**Goal**
Give the listing again character for character, but drop the images.

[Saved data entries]

------------

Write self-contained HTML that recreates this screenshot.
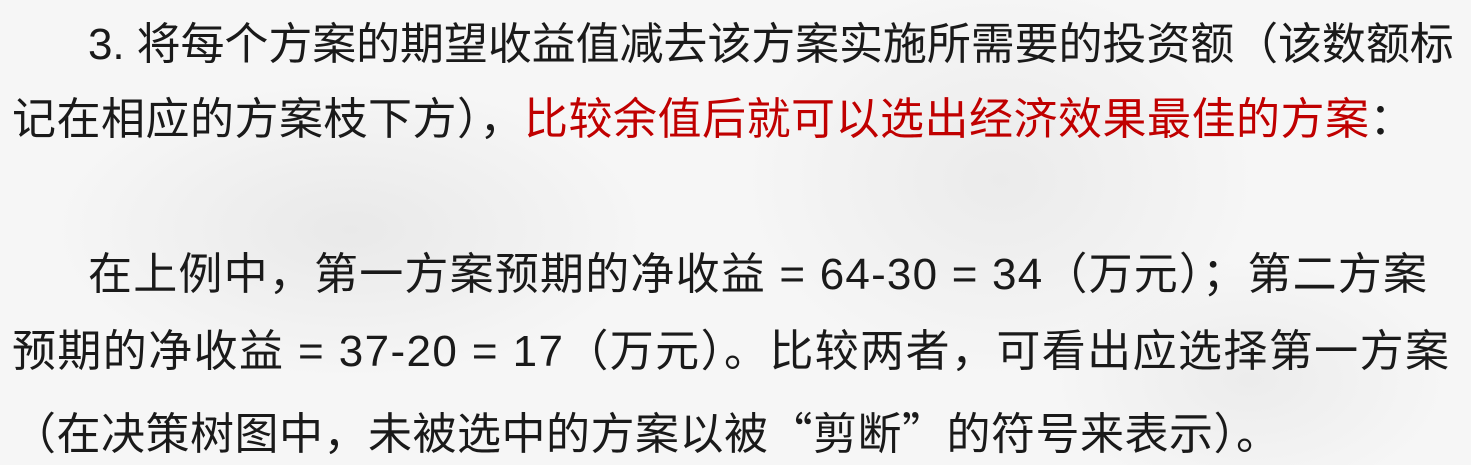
<!DOCTYPE html>
<html><head><meta charset="utf-8"><style>
html,body{margin:0;padding:0}
body{width:1471px;height:465px;overflow:hidden;position:relative;
background:radial-gradient(ellipse 300px 150px at 350px 230px,#e9e9e9,rgba(0,0,0,0)),
radial-gradient(ellipse 260px 200px at 1000px 180px,#ebebeb,rgba(0,0,0,0)),
radial-gradient(ellipse 200px 120px at 1250px 380px,#ececec,rgba(0,0,0,0)),#f6f6f6;
font-family:"Liberation Sans","Noto Sans CJK SC",sans-serif;color:#1a1a1a}
.l{position:absolute;white-space:nowrap;font-size:44px;line-height:50px}
.r{color:#c00000}
.q{font-family:"Noto Sans CJK SC",sans-serif}
</style></head><body>
<div class="l" style="left:88px;top:20px;letter-spacing:-0.1px">3. 将每个方案的期望收益值减去该方案实施所需要的投资额（该数额标</div>
<div class="l" style="left:12px;top:95px;letter-spacing:0.5px">记在相应的方案枝下方），<span class="r">比较余值后就可以选出经济效果最佳的方案</span>：</div>
<div class="l" style="left:88px;top:250px;letter-spacing:1.2px">在上例中，第一方案预期的净收益 = 64-30 = 34（万元）；第二方案</div>
<div class="l" style="left:12px;top:327px;letter-spacing:1.4px">预期的净收益 = 37-20 = 17（万元）。比较两者，可看出应选择第一方案</div>
<div class="l" style="left:12px;top:405px;letter-spacing:0.5px">（在决策树图中，未被选中的方案以被<span class="q">“</span>剪断<span class="q">”</span>的符号来表示）。</div>
</body></html>
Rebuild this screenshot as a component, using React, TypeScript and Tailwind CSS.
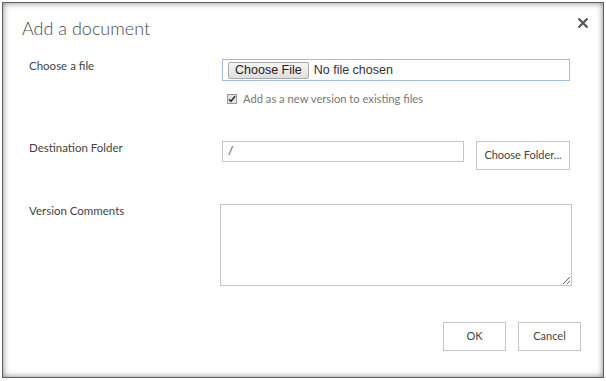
export default function App() {
  return (
    <div className="w-[606px] h-[381px] bg-white p-[2px] font-['Lato','Noto_Sans',sans-serif] text-[#444]">
      <div className="h-[376px] border border-[#5f5f5f] bg-white shadow-[inset_0_0_6px_rgba(0,0,0,0.5)] flex flex-col">
        <div className="flex items-start justify-between pl-[19px] pr-[14px] pt-[11px]">
          <h1 className="text-[18px] font-light leading-[28px] text-[#4a4a4a]">Add a document</h1>
          <button className="mt-[3px] text-[#555]">
            <svg width="12" height="12" viewBox="0 0 12 12">
              <path d="M1.5 1.5 L10.5 10.5 M10.5 1.5 L1.5 10.5" stroke="#555" strokeWidth="2.2" />
            </svg>
          </button>
        </div>

        <div className="grid grid-cols-[193px_1fr] pl-[26px] pr-[33px] mt-[17px]">
          <label className="text-[11.5px] leading-[14px]">Choose a file</label>
          <div>
            <div className="h-[22px] border border-[#9fbce4] flex items-center px-[5px] gap-[5px]">
              <span className="h-[17px] px-[6px] flex items-center border border-[#a9a9a9] rounded-[2px] bg-gradient-to-b from-[#f6f6f6] to-[#dedede] text-[12.5px] font-['Liberation_Sans',sans-serif] text-[#222]">
                Choose File
              </span>
              <span className="text-[12.5px] font-['Liberation_Sans',sans-serif] text-[#333]">No file chosen</span>
            </div>
            <div className="flex items-center gap-[6px] mt-[10px] pl-[5px]">
              <span className="w-[10px] h-[10px] border border-[#999] bg-[#e4e4e4] flex items-center justify-center">
                <svg width="8" height="8" viewBox="0 0 8 8">
                  <path d="M1 4.2 L3 6.3 L7 1.3" stroke="#333" strokeWidth="1.6" fill="none" />
                </svg>
              </span>
              <span className="text-[11.2px] text-[#777]">Add as a new version to existing files</span>
            </div>
          </div>

          <label className="text-[11.5px] leading-[14px] mt-[33px]">Destination Folder</label>
          <div className="flex items-start gap-[12px] mt-[33px]">
            <div className="w-[242px] h-[21px] border border-[#c6c6c6] flex items-center px-[5px] text-[12px] text-[#444]">/</div>
            <button className="w-[94px] h-[29px] border border-[#c6c6c6] text-[11px] text-[#444] bg-white">Choose Folder...</button>
          </div>

          <label className="text-[11.5px] leading-[14px] mt-[34px]">Version Comments</label>
          <div className="mt-[34px] -ml-[2px] -mr-[2px]">
            <textarea className="w-full h-[82px] border border-[#c6c6c6] block resize-y" />
          </div>
        </div>

        <div className="flex justify-end gap-[12px] pr-[22px] mt-[36px]">
          <button className="w-[63px] h-[29px] border border-[#c6c6c6] text-[11px] text-[#444] bg-white">OK</button>
          <button className="w-[63px] h-[29px] border border-[#c6c6c6] text-[11px] text-[#444] bg-white">Cancel</button>
        </div>
      </div>
    </div>
  );
}
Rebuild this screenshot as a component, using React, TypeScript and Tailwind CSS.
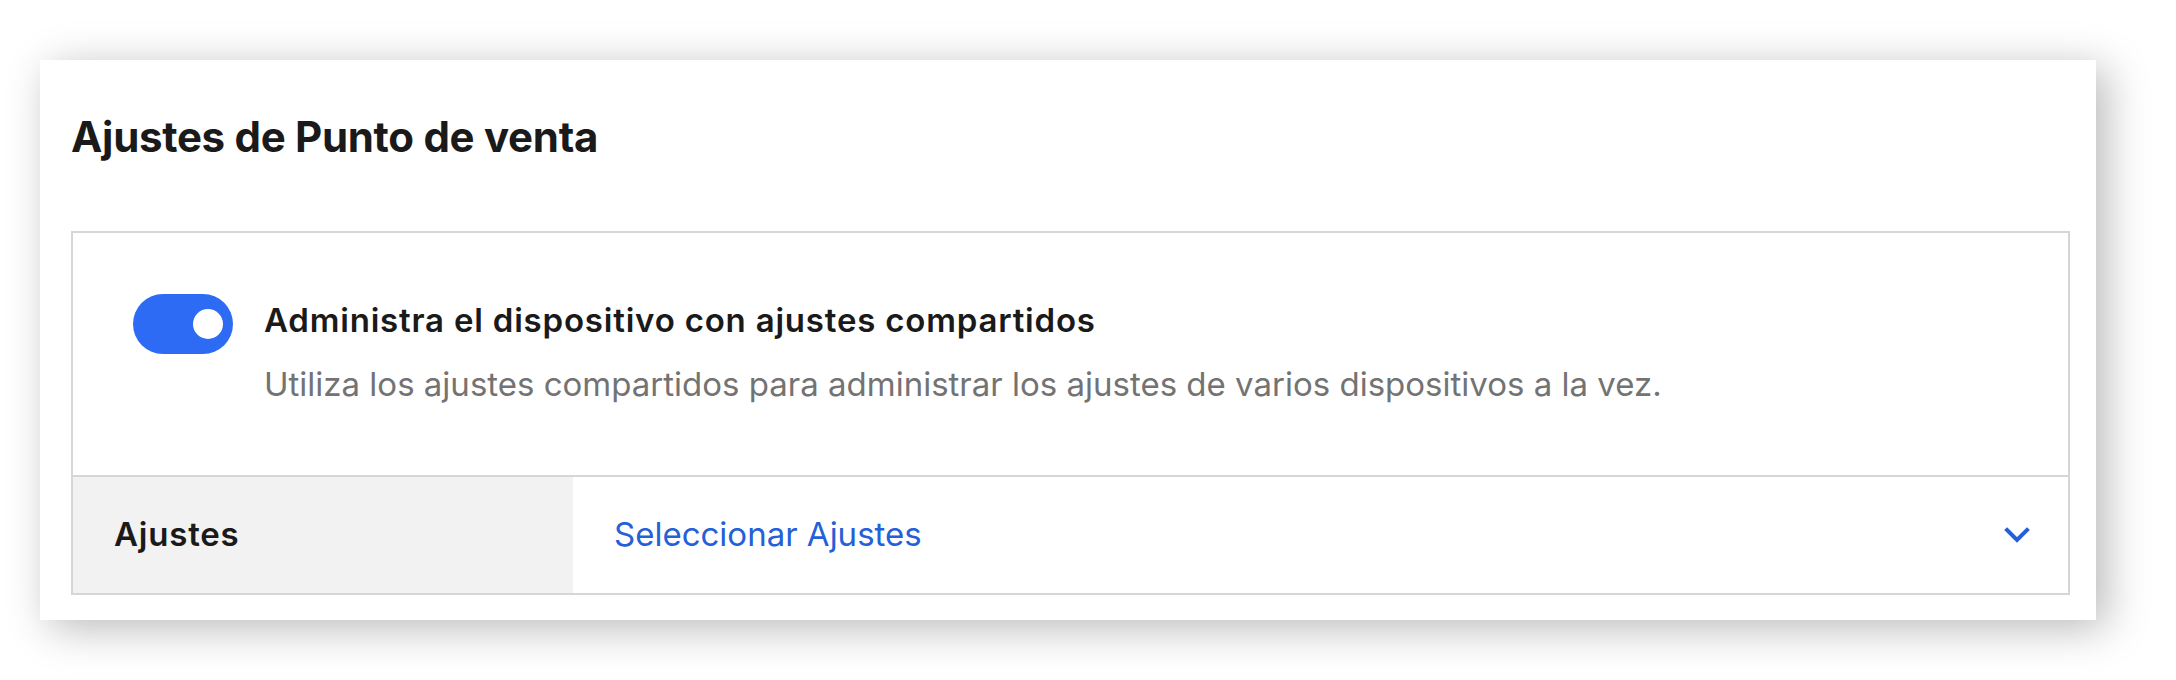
import { useState } from "react";

const font = { fontFamily: "Inter, 'Noto Sans', sans-serif" };

function Toggle({ on, onChange }: { on: boolean; onChange: () => void }) {
  return (
    <button
      onClick={onChange}
      className={`flex items-center w-[100px] h-[60px] rounded-full shrink-0 px-[10px] ${
        on ? "bg-[#2d6bf5] justify-end" : "bg-[#cfcfcf] justify-start"
      }`}
    >
      <span className="block w-[30px] h-[30px] rounded-full bg-white" />
    </button>
  );
}

export default function App() {
  const [shared, setShared] = useState(true);

  return (
    <div className="min-h-[680px] bg-white pt-[60px] pl-[40px]" style={font}>
      {/* Card */}
      <div className="w-[2056px] h-[560px] bg-white shadow-[10px_8px_40px_rgba(0,0,0,0.28)] pl-[31px] pr-[26px] pt-[52px]">
        <h1 className="text-[42px] leading-[50px] font-bold text-[#1a1a1a] tracking-[-0.3px]">
          Ajustes de Punto de venta
        </h1>

        {/* Settings box */}
        <div className="mt-[69px] border-2 border-[#d6d6d6]">
          <div className="flex items-start h-[242px] pl-[60px] pt-[61px] gap-[31px]">
            <Toggle on={shared} onChange={() => setShared(!shared)} />
            <div className="mt-[6px]">
              <div className="text-[33px] leading-[40px] font-semibold tracking-[0.8px] text-[#1a1a1a]">
                Administra el dispositivo con ajustes compartidos
              </div>
              <div className="mt-[24px] text-[33px] leading-[40px] text-[#737373]">
                Utiliza los ajustes compartidos para administrar los ajustes de varios dispositivos a la vez.
              </div>
            </div>
          </div>

          <div className="flex h-[118px] border-t-2 border-[#d6d6d6]">
            <div className="w-[500px] bg-[#f2f2f2] flex items-center pl-[41px] text-[33px] font-semibold tracking-[0.8px] text-[#1a1a1a]">
              Ajustes
            </div>
            <div className="flex-1 flex items-center justify-between pl-[41px] pr-[38px]">
              <span className="text-[33px] text-[#2460d8]">Seleccionar Ajustes</span>
              <svg width="26" height="18" viewBox="0 0 26 18" fill="none">
                <path d="M3 4 L13 14 L23 4" stroke="#2460d8" strokeWidth="4" strokeLinecap="square" />
              </svg>
            </div>
          </div>
        </div>
      </div>
    </div>
  );
}
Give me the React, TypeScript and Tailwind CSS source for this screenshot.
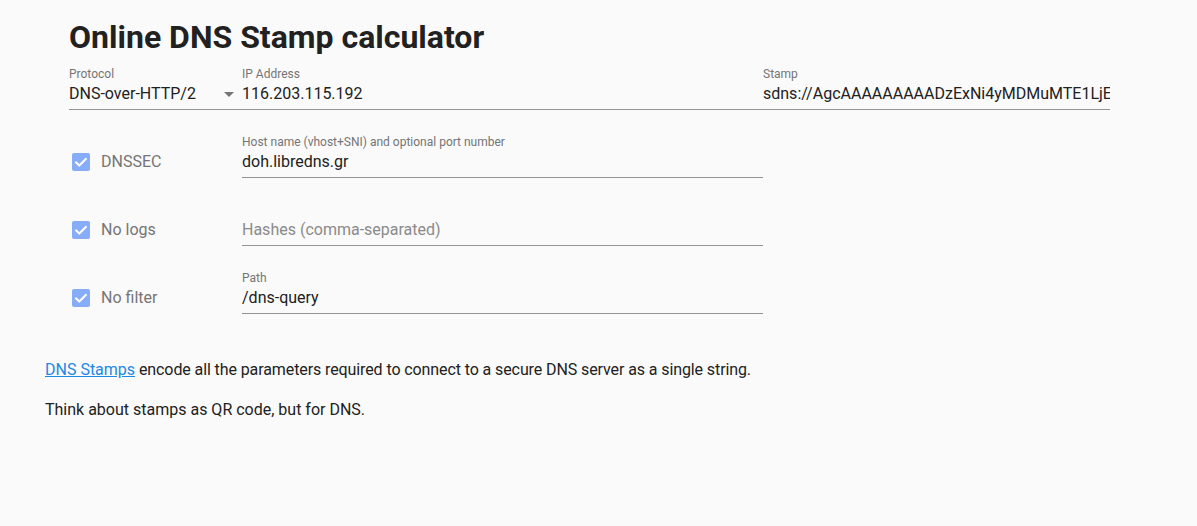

------------

**Solution**
Write self-contained HTML that recreates this screenshot.
<!DOCTYPE html>
<html><head><meta charset="utf-8"><style>
html,body{margin:0;padding:0}
body{width:1471px;height:465px;overflow:hidden;position:relative;
background:radial-gradient(ellipse 300px 150px at 350px 230px,#e9e9e9,rgba(0,0,0,0)),
radial-gradient(ellipse 260px 200px at 1000px 180px,#ebebeb,rgba(0,0,0,0)),
radial-gradient(ellipse 200px 120px at 1250px 380px,#ececec,rgba(0,0,0,0)),#f6f6f6;
font-family:"Liberation Sans","Noto Sans CJK SC",sans-serif;color:#1a1a1a}
.l{position:absolute;white-space:nowrap;font-size:44px;line-height:50px}
.r{color:#c00000}
.q{font-family:"Noto Sans CJK SC",sans-serif}
</style></head><body>
<div class="l" style="left:88px;top:20px;letter-spacing:-0.1px">3. 将每个方案的期望收益值减去该方案实施所需要的投资额（该数额标</div>
<div class="l" style="left:12px;top:95px;letter-spacing:0.5px">记在相应的方案枝下方），<span class="r">比较余值后就可以选出经济效果最佳的方案</span>：</div>
<div class="l" style="left:88px;top:250px;letter-spacing:1.2px">在上例中，第一方案预期的净收益 = 64-30 = 34（万元）；第二方案</div>
<div class="l" style="left:12px;top:327px;letter-spacing:1.4px">预期的净收益 = 37-20 = 17（万元）。比较两者，可看出应选择第一方案</div>
<div class="l" style="left:12px;top:405px;letter-spacing:0.5px">（在决策树图中，未被选中的方案以被<span class="q">“</span>剪断<span class="q">”</span>的符号来表示）。</div>
</body></html>
Rebuild this screenshot as a component, using React, TypeScript and Tailwind CSS.
export default function App() {
  return (
    <div className="w-[606px] h-[381px] bg-white p-[2px] font-['Lato','Noto_Sans',sans-serif] text-[#444]">
      <div className="h-[376px] border border-[#5f5f5f] bg-white shadow-[inset_0_0_6px_rgba(0,0,0,0.5)] flex flex-col">
        <div className="flex items-start justify-between pl-[19px] pr-[14px] pt-[11px]">
          <h1 className="text-[18px] font-light leading-[28px] text-[#4a4a4a]">Add a document</h1>
          <button className="mt-[3px] text-[#555]">
            <svg width="12" height="12" viewBox="0 0 12 12">
              <path d="M1.5 1.5 L10.5 10.5 M10.5 1.5 L1.5 10.5" stroke="#555" strokeWidth="2.2" />
            </svg>
          </button>
        </div>

        <div className="grid grid-cols-[193px_1fr] pl-[26px] pr-[33px] mt-[17px]">
          <label className="text-[11.5px] leading-[14px]">Choose a file</label>
          <div>
            <div className="h-[22px] border border-[#9fbce4] flex items-center px-[5px] gap-[5px]">
              <span className="h-[17px] px-[6px] flex items-center border border-[#a9a9a9] rounded-[2px] bg-gradient-to-b from-[#f6f6f6] to-[#dedede] text-[12.5px] font-['Liberation_Sans',sans-serif] text-[#222]">
                Choose File
              </span>
              <span className="text-[12.5px] font-['Liberation_Sans',sans-serif] text-[#333]">No file chosen</span>
            </div>
            <div className="flex items-center gap-[6px] mt-[10px] pl-[5px]">
              <span className="w-[10px] h-[10px] border border-[#999] bg-[#e4e4e4] flex items-center justify-center">
                <svg width="8" height="8" viewBox="0 0 8 8">
                  <path d="M1 4.2 L3 6.3 L7 1.3" stroke="#333" strokeWidth="1.6" fill="none" />
                </svg>
              </span>
              <span className="text-[11.2px] text-[#777]">Add as a new version to existing files</span>
            </div>
          </div>

          <label className="text-[11.5px] leading-[14px] mt-[33px]">Destination Folder</label>
          <div className="flex items-start gap-[12px] mt-[33px]">
            <div className="w-[242px] h-[21px] border border-[#c6c6c6] flex items-center px-[5px] text-[12px] text-[#444]">/</div>
            <button className="w-[94px] h-[29px] border border-[#c6c6c6] text-[11px] text-[#444] bg-white">Choose Folder...</button>
          </div>

          <label className="text-[11.5px] leading-[14px] mt-[34px]">Version Comments</label>
          <div className="mt-[34px] -ml-[2px] -mr-[2px]">
            <textarea className="w-full h-[82px] border border-[#c6c6c6] block resize-y" />
          </div>
        </div>

        <div className="flex justify-end gap-[12px] pr-[22px] mt-[36px]">
          <button className="w-[63px] h-[29px] border border-[#c6c6c6] text-[11px] text-[#444] bg-white">OK</button>
          <button className="w-[63px] h-[29px] border border-[#c6c6c6] text-[11px] text-[#444] bg-white">Cancel</button>
        </div>
      </div>
    </div>
  );
}
Rebuild this screenshot as a component, using React, TypeScript and Tailwind CSS.
import { useState } from "react";

const font = { fontFamily: "Inter, 'Noto Sans', sans-serif" };

function Toggle({ on, onChange }: { on: boolean; onChange: () => void }) {
  return (
    <button
      onClick={onChange}
      className={`flex items-center w-[100px] h-[60px] rounded-full shrink-0 px-[10px] ${
        on ? "bg-[#2d6bf5] justify-end" : "bg-[#cfcfcf] justify-start"
      }`}
    >
      <span className="block w-[30px] h-[30px] rounded-full bg-white" />
    </button>
  );
}

export default function App() {
  const [shared, setShared] = useState(true);

  return (
    <div className="min-h-[680px] bg-white pt-[60px] pl-[40px]" style={font}>
      {/* Card */}
      <div className="w-[2056px] h-[560px] bg-white shadow-[10px_8px_40px_rgba(0,0,0,0.28)] pl-[31px] pr-[26px] pt-[52px]">
        <h1 className="text-[42px] leading-[50px] font-bold text-[#1a1a1a] tracking-[-0.3px]">
          Ajustes de Punto de venta
        </h1>

        {/* Settings box */}
        <div className="mt-[69px] border-2 border-[#d6d6d6]">
          <div className="flex items-start h-[242px] pl-[60px] pt-[61px] gap-[31px]">
            <Toggle on={shared} onChange={() => setShared(!shared)} />
            <div className="mt-[6px]">
              <div className="text-[33px] leading-[40px] font-semibold tracking-[0.8px] text-[#1a1a1a]">
                Administra el dispositivo con ajustes compartidos
              </div>
              <div className="mt-[24px] text-[33px] leading-[40px] text-[#737373]">
                Utiliza los ajustes compartidos para administrar los ajustes de varios dispositivos a la vez.
              </div>
            </div>
          </div>

          <div className="flex h-[118px] border-t-2 border-[#d6d6d6]">
            <div className="w-[500px] bg-[#f2f2f2] flex items-center pl-[41px] text-[33px] font-semibold tracking-[0.8px] text-[#1a1a1a]">
              Ajustes
            </div>
            <div className="flex-1 flex items-center justify-between pl-[41px] pr-[38px]">
              <span className="text-[33px] text-[#2460d8]">Seleccionar Ajustes</span>
              <svg width="26" height="18" viewBox="0 0 26 18" fill="none">
                <path d="M3 4 L13 14 L23 4" stroke="#2460d8" strokeWidth="4" strokeLinecap="square" />
              </svg>
            </div>
          </div>
        </div>
      </div>
    </div>
  );
}
Give me the React, TypeScript and Tailwind CSS source for this screenshot.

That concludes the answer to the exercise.